Gold and silver are the same sort of commodity--from a monetary perspective--as wheat. They have actual, essentially unchanging value. The dollar on the other hand is currency by fiat. That means it has value because the government says it has value. In reality, a dollar is simply a piece of fairly good quality paper with essentially no real value--like an expired coupon. However, because we have all agreed to exchange these bits of paper for real goods and services, those bits of paper do have an accepted value.
But that value is diminishing, day by day.
Look at real products like oats, corn, petroleum, steel and the like. In the past two years, the cost (in dollars) of these items has increased by something around 80%. That is not because these items are in short supply or because they are actually worth more, but rather because the dollar is worth less. That called inflation
In the short term, gold and silver will appear to fluctuate against the dollar, so these items are not for the faint hearted investor who still thinks in terms of valuable dollars. In the longer term, it will take more and more dollars to purchase them, so the perception of value will be increased as a direct result of a devalued dollar.
The dollar has diminishing value--that is a simple fact. As a government, or society, or civilization, we cannot stop that--that is also a simple fact. It is currency by fiat, or money because we say it is money. But the FED is printing the stuff by the truckload and that makes every existing dollar worth less today than it was yesterday. That is called inflation. And at this point, it can only get worse.

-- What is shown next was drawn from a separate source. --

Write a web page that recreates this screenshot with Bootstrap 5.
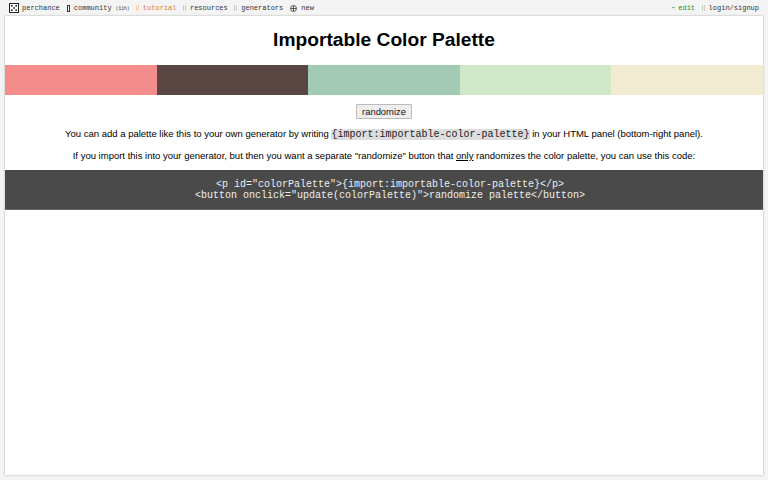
<!DOCTYPE html>
<html lang="en">
<head>
<meta charset="utf-8">
<title>Importable Color Palette</title>
<link rel="stylesheet" href="https://cdn.jsdelivr.net/npm/bootstrap@5.3.0/dist/css/bootstrap.min.css">
<style>
html,body{height:100%}
body{background:#f4f4f4;font-family:"Liberation Sans",Arial,sans-serif;color:#000;font-size:9.5px;display:flex;flex-direction:column;overflow:hidden}
.topbar{height:16px;padding:0 9px;font:7px/16px "Liberation Mono",monospace;color:#333}
.topbar a{color:#333;text-decoration:none;white-space:nowrap}
.topbar a.tut{color:#d9822b}
.topbar a.ed{color:#2f8a2f}
.dice{margin-right:3px}
.pencil{color:#2f8a2f;margin-right:3px;font-size:6px}
.tick{display:inline-block;height:6px;border:1px solid #ccc;border-width:0 1px;margin:0 4px 0 6.5px;box-sizing:content-box;width:1px}
.tick.orange{border-color:#f0cfa8}
.gap{margin:0 4px 0 7px}
.tiny{font-size:4.5px}
.sheet{margin:0 5px 5px;flex:1;background:#fff;box-shadow:0 0 2px rgba(0,0,0,.3)}
.ttl{font-size:19.2px;font-weight:700;line-height:22px;margin:0;padding:13px 0 14px}
.swatch{height:30px;flex:1}
.rand{font:9.4px/13px "Liberation Sans",sans-serif;padding:0 5px;border:1px solid #bbb;border-radius:1px;background:#eee;color:#111;height:15px;width:56px;display:block;margin:0 auto}
.txt{margin:9px 0 0;line-height:12px;font-size:9.5px}
.txt+.txt{margin-top:9px}
.cd{font-family:"Liberation Mono",monospace;font-size:10px;background:#ddd;border-radius:2px;color:#222}
.codebox{background:#4a4a4a;color:#eee;font:10px/11px "Liberation Mono",monospace;padding:9px 0 9px 12px;height:40px;white-space:pre;margin-top:8px;border-bottom:1px solid #666}
</style>
</head>
<body>
<nav class="topbar d-flex justify-content-between">
  <div class="d-flex align-items-center">
    <svg width="10" height="10" viewBox="0 0 10 10" class="dice"><rect x=".5" y=".5" width="9" height="9" fill="#fff" stroke="#222"/><g fill="#222"><rect x="2" y="2" width="1.6" height="1.6"/><rect x="6.4" y="2" width="1.6" height="1.6"/><rect x="4.2" y="4.2" width="1.6" height="1.6"/><rect x="2" y="6.4" width="1.6" height="1.6"/><rect x="6.4" y="6.4" width="1.6" height="1.6"/></g></svg>
    <a href="#">perchance</a>
    <svg width="3" height="7" viewBox="0 0 3 7" class="gap"><rect x=".5" y=".5" width="2" height="6" fill="none" stroke="#333"/></svg>
    <a href="#">community <span class="tiny">(11h)</span></a>
    <span class="tick orange"></span><a href="#" class="tut">tutorial</a>
    <span class="tick"></span><a href="#">resources</a>
    <span class="tick"></span><a href="#">generators</a>
    <svg width="7" height="7" viewBox="0 0 7 7" class="gap"><circle cx="3.5" cy="3.5" r="3" fill="none" stroke="#333" stroke-width=".8"/><path d="M3.5 1v5M1 3.5h5" stroke="#333" stroke-width=".8"/></svg>
    <a href="#">new</a>
  </div>
  <div class="d-flex align-items-center">
    <span class="pencil">✏</span><a href="#" class="ed">edit</a>
    <span class="tick"></span><a href="#">login/signup</a>
  </div>
</nav>
<main class="sheet">
  <h1 class="ttl text-center">Importable Color Palette</h1>
  <div class="d-flex">
    <div class="swatch" style="background:#f48c8c"></div>
    <div class="swatch" style="background:#594541"></div>
    <div class="swatch" style="background:#a2cab5"></div>
    <div class="swatch" style="background:#cfe8ca"></div>
    <div class="swatch" style="background:#f1ebd2"></div>
  </div>
  <div class="text-center" style="padding-top:9px"><button class="rand" type="button">randomize</button></div>
  <p class="txt text-center">You can add a palette like this to your own generator by writing <span class="cd">{import:importable-color-palette}</span> in your HTML panel (bottom-right panel).</p>
  <p class="txt text-center">If you import this into your generator, but then you want a separate "randomize" button that <u>only</u> randomizes the color palette, you can use this code:</p>
  <div class="codebox text-center">&lt;p id="colorPalette"&gt;{import:importable-color-palette}&lt;/p&gt;
&lt;button onclick="update(colorPalette)"&gt;randomize palette&lt;/button&gt;</div>
</main>
<script src="https://cdn.jsdelivr.net/npm/bootstrap@5.3.0/dist/js/bootstrap.bundle.min.js"></script>
</body>
</html>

Gold and silver represent real value because they are real, lasting, and in limited supply. We can't print gold or silver.
If you need some walking around money, sell small amounts of your hoard of gold or silver. Then, buy .22 LR cartridges by the caseload. And stock up on beans and rice and rice and beans. I believe we will live to see the day of hyper-inflation when the dollar has about the same value as a Reichsmark after Hitler's fall. It'll take a wheelbarrow full to buy a loaf of bread.
Or, you can move to la-la land and room with the Quaker and ride your unicorn to the gin-filled lake lined with sandwich trees and roast beef bushes.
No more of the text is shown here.